A 13th-minute shot off the crossbar by GCU senior forward
Bekah Valdez shifted momentum, and the Lopes struck first in the 25th minute when sophomore midfielder
AJ Loera sent a long lead pass ahead for Gourley.
Gourley caught up to the ball about 35 yards outside of the goal and shot from 15 yards away with a drive so powerful that the goalkeeper's deflection could not stop the topspin that carried the ball into the goal for a 1-0 lead.
Only three players in the nation have more goals this season than Gourley, whose 11th in 11 matches gives her 45 in her career to tie for third most nationally among active Division I players. Of the 10 double-digit goal seasons in GCU's all-time history, Gourley owns three of them and is chasing her 18-goal single-season record that she set last year.
"Once we score one, it opens the floodgates," Pirro said. "Once we get one, it definitely gets us going, and it's honestly pretty hard to stop us."
P

irro saw to that when she proved stronger in a one-on-one battle and took the ball upfield toward the middle, where she tapped it to junior midfielder
Ani Jensen in open space.
Jensen left a defender with a crossover to her strong left foot, which she used to bang a 20-yard rocket off the inside of the right post.
"Leah found my feet, and I found my space, took a touch and shot it and it went off the far post," said Jensen, who started a conga-line celebration. "That's as sweet as it gets.
"I think it was great for us to get ahead early. That really sets us up for success."
Pirro sets the Lopes up for success often.

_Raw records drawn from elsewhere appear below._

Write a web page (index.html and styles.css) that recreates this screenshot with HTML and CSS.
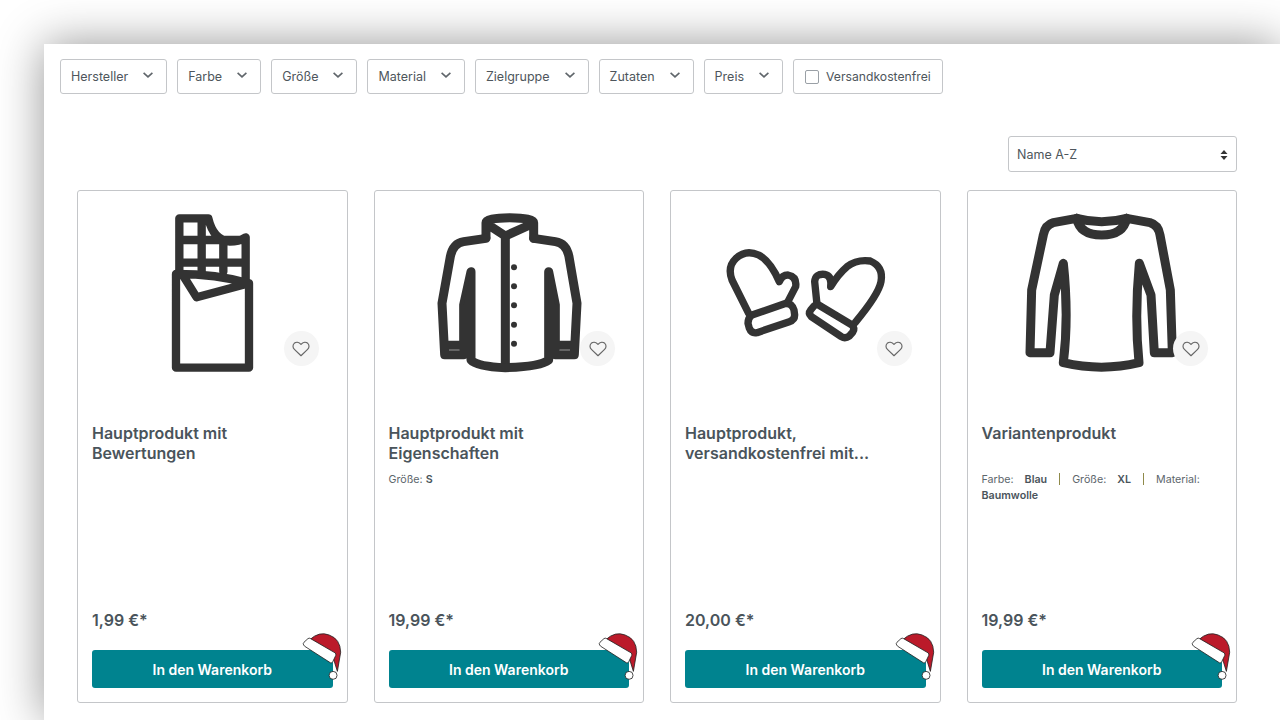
FILE: index.html
```html
<!DOCTYPE html>
<html lang="de">
<head>
<meta charset="utf-8">
<title>Produkte</title>
<link rel="stylesheet" href="styles.css">
</head>
<body>
<svg class="defs" width="0" height="0" aria-hidden="true">
  <defs>
    <symbol id="chev" viewBox="0 0 10 6"><path d="M.6.8 5 4.900 9.400.8" fill="none" stroke="#60666b" stroke-width="1.600"/></symbol>
    <symbol id="heart" viewBox="0 0 20 18"><path d="M10 16.600 2.600 9.400C.4 7.200.6 4.200 2.400 2.600 4.400.9 7.600 1 10 3.800 12.400 1 15.600.9 17.600 2.600c1.800 1.600 2 4.600-.2 6.800Z" fill="none" stroke="#666" stroke-width="1.300" stroke-linejoin="round"/></symbol>
    <symbol id="hat" viewBox="120 30 130 160">
      <path d="M150 62Q178 36 208 48 242 60 243 100L233 158 220 116Z" fill="#bb1a2a" stroke="#222" stroke-width="2.500" stroke-linejoin="round"/>
      <path d="M131 78Q128 74 132 70L144 59Q148 56 152 59L226 102Q230 105 228 110L219 129Q217 134 212 132L134 82Z" fill="#fff" stroke="#222" stroke-width="2.500" stroke-linejoin="round"/>
      <circle cx="220" cy="170" r="12" fill="#fff" stroke="#222" stroke-width="2.500"/>
    </symbol>
  </defs>
</svg>
<main class="panel">
  <div class="filters">
    <button class="filter">Hersteller<svg class="chev"><use href="#chev"/></svg></button>
    <button class="filter">Farbe<svg class="chev"><use href="#chev"/></svg></button>
    <button class="filter">Größe<svg class="chev"><use href="#chev"/></svg></button>
    <button class="filter">Material<svg class="chev"><use href="#chev"/></svg></button>
    <button class="filter">Zielgruppe<svg class="chev"><use href="#chev"/></svg></button>
    <button class="filter">Zutaten<svg class="chev"><use href="#chev"/></svg></button>
    <button class="filter">Preis<svg class="chev"><use href="#chev"/></svg></button>
    <label class="filter check"><span class="box"></span>Versandkostenfrei</label>
  </div>
  <div class="sort-row">
    <div class="sort">Name A-Z
      <svg class="updown" viewBox="0 0 8 10"><path d="M4 0 7.500 4H.5ZM4 10 .5 6h7Z" fill="#333"/></svg>
    </div>
  </div>
  <div class="grid">
    <article class="card">
      <div class="media">
        <svg class="art" viewBox="-69 15 510 510">
          <path d="M88 215V55H175Q190 120 240 125Q265 125 287 112V240M155 55V215M220 122V215M88 120H287M88 188H287"/>
          <path d="M78 222V503H297V250Q200 222 78 222ZM100 228 140 292 297 250"/>
        </svg>
        <button class="wish"><svg class="heart"><use href="#heart"/></svg></button>
      </div>
      <h2 class="title">Hauptprodukt mit Bewertungen</h2>
      <p class="meta"></p>
      <div class="price">1,99 €*</div>
      <div class="buy"><button class="cart">In den Warenkorb</button><svg class="hat"><use href="#hat"/></svg></div>
    </article>
    <article class="card">
      <div class="media">
        <svg class="art bold" viewBox="11 15 510 510">
          <path d="M197 112V68Q197 54 268 53 340 54 340 68V115M200 72 255 108 335 72M255 108V500"/>
          <path d="M197 115 130 125Q98 130 90 170L65 310 73 464H130L135 436H73M340 115 405 125Q438 130 446 170L470 310 462 464H405L400 436H462M130 445V315L152 215V480Q170 500 255 503 360 500 385 480V215L405 315V445"/>
          <path class="solid" d="M152 215 130 315H152ZM385 215 405 315H385Z"/>
          <g class="solid"><circle cx="281" cy="202" r="9"/><circle cx="281" cy="259" r="9"/><circle cx="281" cy="316" r="9"/><circle cx="281" cy="374" r="9"/><circle cx="281" cy="431" r="9"/></g>
        </svg>
        <button class="wish"><svg class="heart"><use href="#heart"/></svg></button>
      </div>
      <h2 class="title">Hauptprodukt mit Eigenschaften</h2>
      <p class="meta">Größe: <b>S</b></p>
      <div class="price">19,99 €*</div>
      <div class="buy"><button class="cart">In den Warenkorb</button><svg class="hat"><use href="#hat"/></svg></div>
    </article>
    <article class="card">
      <div class="media">
        <svg class="art thin" viewBox="14 -90 510 510">
          <path d="M100 235 50 135Q35 95 62 70 92 42 130 60 165 78 192 140 200 120 218 120 245 125 241 155L215 205"/>
          <path d="M110 240 212 205Q230 205 236 225L238 240Q238 255 222 260L125 293Q108 296 102 280L98 265Q98 248 110 240Z"/>
          <path d="M305 208 298 140Q300 115 328 118 350 122 346 155 368 118 395 95 425 72 465 78 505 95 497 140 490 178 420 262"/>
          <path d="M310 210 410 270Q420 280 412 292L402 303Q390 312 378 305L288 245Q278 235 286 225L296 213Q303 206 310 210Z"/>
        </svg>
        <button class="wish"><svg class="heart"><use href="#heart"/></svg></button>
      </div>
      <h2 class="title">Hauptprodukt, versandkostenfrei mit...</h2>
      <p class="meta"></p>
      <div class="price">20,00 €*</div>
      <div class="buy"><button class="cart">In den Warenkorb</button><svg class="hat"><use href="#hat"/></svg></div>
    </article>
    <article class="card">
      <div class="media">
        <svg class="art bold" viewBox="6 15 510 510">
          <path d="M185 55Q195 105 260 105 325 105 335 55M185 55Q260 75 335 55"/>
          <path d="M185 55 115 68Q90 75 85 105L50 270 45 458H105L118 285 145 190Q162 350 145 488 260 515 372 488 358 350 373 190L408 285 418 458H472L466 270 435 105Q430 75 405 68L335 55"/>
        </svg>
        <button class="wish"><svg class="heart"><use href="#heart"/></svg></button>
      </div>
      <h2 class="title">Variantenprodukt</h2>
      <p class="meta">Farbe: <b class="val">Blau</b><span class="sep"></span>Größe: <b class="val">XL</b><span class="sep"></span>Material: <b class="val wrap">Baumwolle</b></p>
      <div class="price">19,99 €*</div>
      <div class="buy"><button class="cart">In den Warenkorb</button><svg class="hat"><use href="#hat"/></svg></div>
    </article>
  </div>
</main>
</body>
</html>
```
FILE: styles.css
```css
* { box-sizing: border-box; }
html, body { margin: 0; height: 720px; overflow: hidden; background: #fff; }
body { font-family: Inter, "Liberation Sans", sans-serif; color: #4a545b; }
.defs { position: absolute; }
.panel {
  margin: 44px 0 0 44px;
  width: 1236px;
  height: 676px;
  padding: 15px 43px 0 16px;
  background: #fff;
  box-shadow: 0 0 44px rgba(0, 0, 0, .42);
}
.filters { display: flex; gap: 10px; }
.filter {
  display: flex;
  align-items: center;
  height: 35px;
  padding: 1px 13px 0 10px;
  border: 1px solid #c4c6c9;
  border-radius: 3px;
  background: #fff;
  font: 400 12.500px/1 Inter, "Liberation Sans", sans-serif;
  color: #4e565c;
}
.check { padding: 1px 11px 0; font-size: 12.200px; }
.chev { width: 10px; height: 6px; margin: -5px 0 0 15px; }
.box {
  width: 14px;
  height: 14px;
  margin-right: 7px;
  border: 1px solid #9aa0a6;
  border-radius: 2px;
}
.sort-row { display: flex; justify-content: flex-end; margin-top: 42px; }
.sort {
  position: relative;
  width: 229px;
  height: 36px;
  padding-left: 8px;
  border: 1px solid #c4c6c9;
  border-radius: 3px;
  font-size: 12.500px;
  line-height: 35px;
  color: #4e565c;
}
.updown { position: absolute; top: 13px; right: 8px; width: 8px; height: 10px; }
.grid {
  display: grid;
  grid-template-columns: repeat(4, 1fr);
  gap: 26px;
  margin: 18px 0 0 17px;
}
.card {
  display: flex;
  flex-direction: column;
  height: 513px;
  padding: 14px;
  border: 1px solid #c4c6c9;
  border-radius: 3px;
}
.media { position: relative; height: 218px; }
.art {
  display: block;
  width: 170px;
  height: 170px;
  margin: 0 auto;
  fill: none;
  stroke: #333;
  stroke-width: 25;
  stroke-linejoin: round;
  stroke-linecap: round;
}
.art.thin { stroke-width: 22; }
.art.bold { stroke-width: 27; }
.art .solid { fill: #333; stroke: none; }
.wish {
  position: absolute;
  top: 126px;
  right: 14px;
  display: flex;
  align-items: center;
  justify-content: center;
  width: 35px;
  height: 35px;
  padding: 0;
  border: 0;
  border-radius: 50%;
  background: #f5f5f5;
}
.heart { width: 18px; height: 16px; }
.title {
  height: 40px;
  margin: 0;
  font-size: 16px;
  font-weight: 600;
  line-height: 20px;
  color: #4a545b;
}
.meta {
  flex: 1;
  margin: 9px 0 0;
  font-size: 10.700px;
  line-height: 16px;
  color: #5d666c;
}
.meta b { font-weight: 600; color: #4a545b; }
.val { margin-left: 8px; }
.wrap { margin-left: 0; }
.sep {
  display: inline-block;
  width: 1px;
  height: 12px;
  margin: 0 12px;
  vertical-align: -2px;
  background: #8f8a4a;
}
.price { font-size: 16px; font-weight: 600; line-height: 24px; margin-bottom: 18px; color: #4a545b; }
.buy { position: relative; }
.cart {
  display: block;
  width: 100%;
  height: 38px;
  border: 0;
  border-radius: 3px;
  background: #00838f;
  font: 600 14px/38px Inter, "Liberation Sans", sans-serif;
  color: #fff;
}
.hat { position: absolute; top: -21px; right: -10px; width: 43px; height: 53px; }
```
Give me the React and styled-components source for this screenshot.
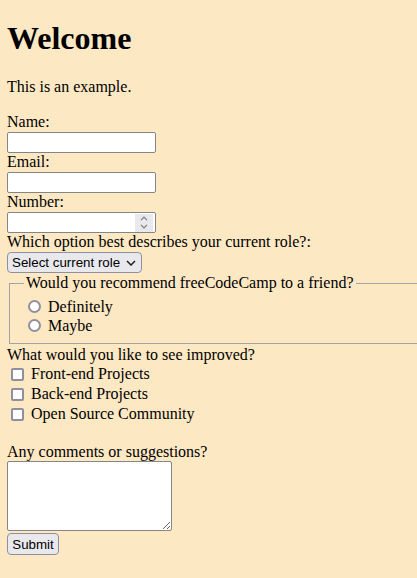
import React from 'react'
import styled, { createGlobalStyle } from 'styled-components'

const GlobalStyle = createGlobalStyle`
  body {
    margin: 0;
    background-color: #fde8c4;
    font-family: "Liberation Serif", "Times New Roman", serif;
    font-size: 16px;
    line-height: 18.4px;
    color: #000;
  }
  * {
    box-sizing: border-box;
  }
`

const Page = styled.div`
  padding: 0 8px 8px 7px;
  display: flow-root;
`

const Title = styled.h1`
  font-size: 32px;
  line-height: 36.8px;
  margin: 19.5px 0 21.7px;
`

const Intro = styled.p`
  margin: 0 0 16.6px;
`

const Form = styled.form`
  margin: 0;
`

const FieldLabel = styled.label`
  display: block;
  height: 19px;
`

const Field = styled.input`
  display: block;
  appearance: none;
  width: 149px;
  height: 21px;
  margin: 0;
  padding: 1px 3px;
  border: 1px solid #858585;
  border-radius: 2px;
  background: #fff;
  font-family: "Liberation Sans", Arial, sans-serif;
  font-size: 13.33px;

  &::-webkit-inner-spin-button,
  &::-webkit-outer-spin-button {
    -webkit-appearance: none;
    margin: 0;
  }
`

const NumberWrap = styled.div`
  position: relative;
  width: 149px;
`

const Spinner = styled.div`
  position: absolute;
  top: 2px;
  right: 3px;
  width: 18px;
  height: 18px;
  background: #e9e9ed;
  display: flex;
  flex-direction: column;
  align-items: center;
  justify-content: center;
  gap: 3px;
  pointer-events: none;
`

const SelectWrap = styled.div`
  position: relative;
  width: 135px;
`

const RoleSelect = styled.select`
  display: block;
  appearance: none;
  width: 135px;
  height: 21px;
  margin: 0;
  padding: 0 20px 0 4px;
  border: 1px solid #8f8f9d;
  border-radius: 4px;
  background: #e9e9ed;
  color: #000;
  font-family: "Liberation Sans", Arial, sans-serif;
  font-size: 13.33px;
`

const Chevron = styled.svg`
  position: absolute;
  top: 8px;
  right: 6px;
  pointer-events: none;
`

/* the box runs on past the right edge in the original, so its right side is cut off */
const Group = styled.fieldset`
  margin: 1px -8px 1.5px 2px;
  padding: 5px 14px 8px;
  border: 1px solid #a3a3a3;
  border-right: none;

  legend {
    padding: 0 2px;
    line-height: 18.4px;
  }
`

const Option = styled.label`
  display: flex;
  align-items: center;
  height: ${({ tall }) => (tall ? 20 : 19)}px;
`

const Radio = styled.input`
  appearance: none;
  width: 13px;
  height: 13px;
  margin: 0 7px 0 4px;
  border: 2px solid #8f8f9d;
  border-radius: 50%;
  background: #fff;
`

const Checkbox = styled.input`
  appearance: none;
  width: 13px;
  height: 13px;
  margin: 0 7px 0 4px;
  border: 2px solid #8f8f9d;
  border-radius: 2px;
  background: #fff;
`

const Question = styled.div`
  margin-top: ${({ gap }) => gap || 0}px;
`

const Notes = styled.textarea`
  display: block;
  width: 165px;
  height: 70px;
  margin: 0;
  border: 1px solid #858585;
  border-radius: 2px;
  background: #fff;
`

const SubmitButton = styled.button`
  display: block;
  width: 52px;
  height: 22px;
  margin-top: 2px;
  padding: 0;
  border: 1px solid #8f8f9d;
  border-radius: 4px;
  background: #e9e9ed;
  color: #000;
  font-family: "Liberation Sans", Arial, sans-serif;
  font-size: 13.33px;
`

const SpinArrow = ({ up }) => (
  <svg width="8" height="5" viewBox="0 0 8 5">
    <path
      d={up ? 'M1 4.2 L4 1.2 L7 4.2' : 'M1 0.8 L4 3.8 L7 0.8'}
      fill="none"
      stroke="#7a7a7a"
      strokeWidth="1.2"
    />
  </svg>
)

export default function App() {
  return (
    <>
      <GlobalStyle />
      <Page>
        <Title>Welcome</Title>
        <Intro>This is an example.</Intro>
        <Form onSubmit={(e) => e.preventDefault()}>
          <FieldLabel htmlFor="name">Name:</FieldLabel>
          <Field id="name" type="text" />
          <FieldLabel htmlFor="email">Email:</FieldLabel>
          <Field id="email" type="email" />
          <FieldLabel htmlFor="number">Number:</FieldLabel>
          <NumberWrap>
            <Field id="number" type="number" />
            <Spinner>
              <SpinArrow up />
              <SpinArrow />
            </Spinner>
          </NumberWrap>
          <FieldLabel htmlFor="role">Which option best describes your current role?:</FieldLabel>
          <SelectWrap>
            <RoleSelect id="role" defaultValue="">
              <option value="" disabled>Select current role</option>
              <option value="student">Student</option>
              <option value="job">Full Time Job</option>
              <option value="learner">Full Time Learner</option>
            </RoleSelect>
            <Chevron width="10" height="6" viewBox="0 0 10 6">
              <path d="M1 1 L5 5 L9 1" fill="none" stroke="#202020" strokeWidth="1.5" />
            </Chevron>
          </SelectWrap>
          <Group>
            <legend>Would you recommend freeCodeCamp to a friend?</legend>
            <Option>
              <Radio type="radio" name="recommend" value="definitely" />
              Definitely
            </Option>
            <Option>
              <Radio type="radio" name="recommend" value="maybe" />
              Maybe
            </Option>
          </Group>
          <Question>What would you like to see improved?</Question>
          <Option tall>
            <Checkbox type="checkbox" value="front-end" />
            Front-end Projects
          </Option>
          <Option tall>
            <Checkbox type="checkbox" value="back-end" />
            Back-end Projects
          </Option>
          <Option tall>
            <Checkbox type="checkbox" value="community" />
            Open Source Community
          </Option>
          <Question gap={18.4}>Any comments or suggestions?</Question>
          <Notes />
          <SubmitButton type="submit">Submit</SubmitButton>
        </Form>
      </Page>
    </>
  )
}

The Simi Valley, California, native is alone in second nationally with nine assists, which is already the second-best assists season in program history behind Marleen Schimmer's GCU single-season record of 14 assists in 2021.
"

They make me look good," Pirro said. "Ani coming in totally helped. She's such a ball of energy. She's a game-changer, for sure."
Despite the slow start, the Lopes dominated the first half with a 15-5 shot advantage (6-0 shots on goal).
Three of those came in a six-second span in the 42nd minute, when the onslaught began with senior forward
Lindsey Prokop being set up by sophomore defender
Payton Fisher winning a 50-50 header at midfield.
Prokop dropped a defender and dribbled left past the goalkeeper before sending the ball back to the middle, where Fisher had two close-range shots blocked before senior forward
Jaycee Iranshad passed to the far post for a Prokop tap-in goal and a 3-0 lead.
The Lopes subbed more often in the second half with eyes ahead on Sunday, when WAC defending champion Utah Valley visits at 1 p.m. after beating GCU twice last season.
But the Lopes' "Secret Service" defense preserved their sixth shutout, one off the national lead. The clean sheet came without Jackson needing to make a save because of the back-line work by Ganief and juniorsÂ
Destinee Duran-Wise,
Sidney Roberts and
Renee Sainz.
The result at GCU Stadium was telling Thursday night, but so was another one across the country. After beating GCU 3-2 at home in the final seconds Sunday, the 11th-ranked Razorbacks ripped apart ninth-ranked Alabama 5-0.
"It shows that we are right there," Cissell said. "We have the potential to do something really special this year."